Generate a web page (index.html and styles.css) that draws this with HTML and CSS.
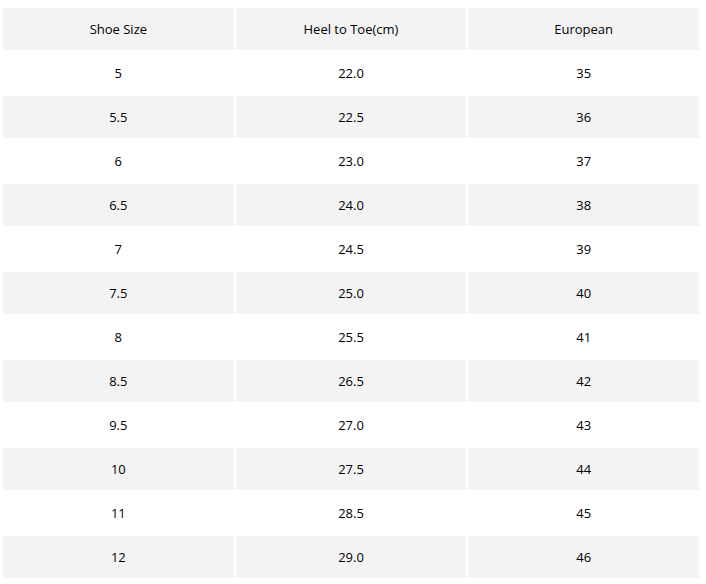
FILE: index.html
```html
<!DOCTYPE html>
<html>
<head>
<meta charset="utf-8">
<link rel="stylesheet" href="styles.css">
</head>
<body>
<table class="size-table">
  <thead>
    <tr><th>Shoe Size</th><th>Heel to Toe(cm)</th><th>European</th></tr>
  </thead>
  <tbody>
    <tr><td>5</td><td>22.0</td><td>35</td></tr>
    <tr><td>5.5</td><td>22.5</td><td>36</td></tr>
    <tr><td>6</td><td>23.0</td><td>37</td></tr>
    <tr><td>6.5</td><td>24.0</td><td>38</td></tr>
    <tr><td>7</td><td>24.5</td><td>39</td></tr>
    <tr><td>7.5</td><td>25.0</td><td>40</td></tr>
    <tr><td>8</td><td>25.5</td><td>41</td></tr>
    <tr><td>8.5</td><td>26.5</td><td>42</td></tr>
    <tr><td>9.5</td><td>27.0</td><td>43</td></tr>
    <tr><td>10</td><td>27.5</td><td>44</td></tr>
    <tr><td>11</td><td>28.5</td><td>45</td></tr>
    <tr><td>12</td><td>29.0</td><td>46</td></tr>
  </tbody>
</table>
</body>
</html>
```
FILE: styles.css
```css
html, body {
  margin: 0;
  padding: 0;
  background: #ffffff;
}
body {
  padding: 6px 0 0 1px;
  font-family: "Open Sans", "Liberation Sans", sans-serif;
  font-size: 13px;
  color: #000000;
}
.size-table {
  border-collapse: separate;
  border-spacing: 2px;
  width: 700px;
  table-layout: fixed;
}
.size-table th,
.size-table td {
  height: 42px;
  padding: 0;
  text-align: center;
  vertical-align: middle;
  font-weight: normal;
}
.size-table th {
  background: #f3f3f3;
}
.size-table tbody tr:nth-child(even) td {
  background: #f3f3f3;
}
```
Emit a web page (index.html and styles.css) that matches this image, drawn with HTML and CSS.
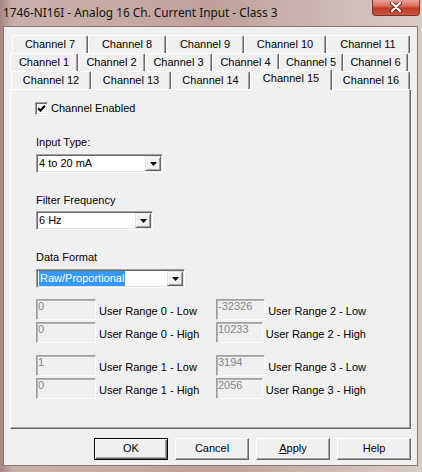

* _Description of the task_
Print every entry exactly as written, without the pictures.

* _Final answer_
Generate a web page (index.html and styles.css) that draws this with HTML and CSS.
FILE: index.html
```html
<!DOCTYPE html>
<html>
<head>
<meta charset="utf-8">
<link rel="stylesheet" href="styles.css">
</head>
<body>
<table class="size-table">
  <thead>
    <tr><th>Shoe Size</th><th>Heel to Toe(cm)</th><th>European</th></tr>
  </thead>
  <tbody>
    <tr><td>5</td><td>22.0</td><td>35</td></tr>
    <tr><td>5.5</td><td>22.5</td><td>36</td></tr>
    <tr><td>6</td><td>23.0</td><td>37</td></tr>
    <tr><td>6.5</td><td>24.0</td><td>38</td></tr>
    <tr><td>7</td><td>24.5</td><td>39</td></tr>
    <tr><td>7.5</td><td>25.0</td><td>40</td></tr>
    <tr><td>8</td><td>25.5</td><td>41</td></tr>
    <tr><td>8.5</td><td>26.5</td><td>42</td></tr>
    <tr><td>9.5</td><td>27.0</td><td>43</td></tr>
    <tr><td>10</td><td>27.5</td><td>44</td></tr>
    <tr><td>11</td><td>28.5</td><td>45</td></tr>
    <tr><td>12</td><td>29.0</td><td>46</td></tr>
  </tbody>
</table>
</body>
</html>
```
FILE: styles.css
```css
html, body {
  margin: 0;
  padding: 0;
  background: #ffffff;
}
body {
  padding: 6px 0 0 1px;
  font-family: "Open Sans", "Liberation Sans", sans-serif;
  font-size: 13px;
  color: #000000;
}
.size-table {
  border-collapse: separate;
  border-spacing: 2px;
  width: 700px;
  table-layout: fixed;
}
.size-table th,
.size-table td {
  height: 42px;
  padding: 0;
  text-align: center;
  vertical-align: middle;
  font-weight: normal;
}
.size-table th {
  background: #f3f3f3;
}
.size-table tbody tr:nth-child(even) td {
  background: #f3f3f3;
}
```
Emit a web page (index.html and styles.css) that matches this image, drawn with HTML and CSS.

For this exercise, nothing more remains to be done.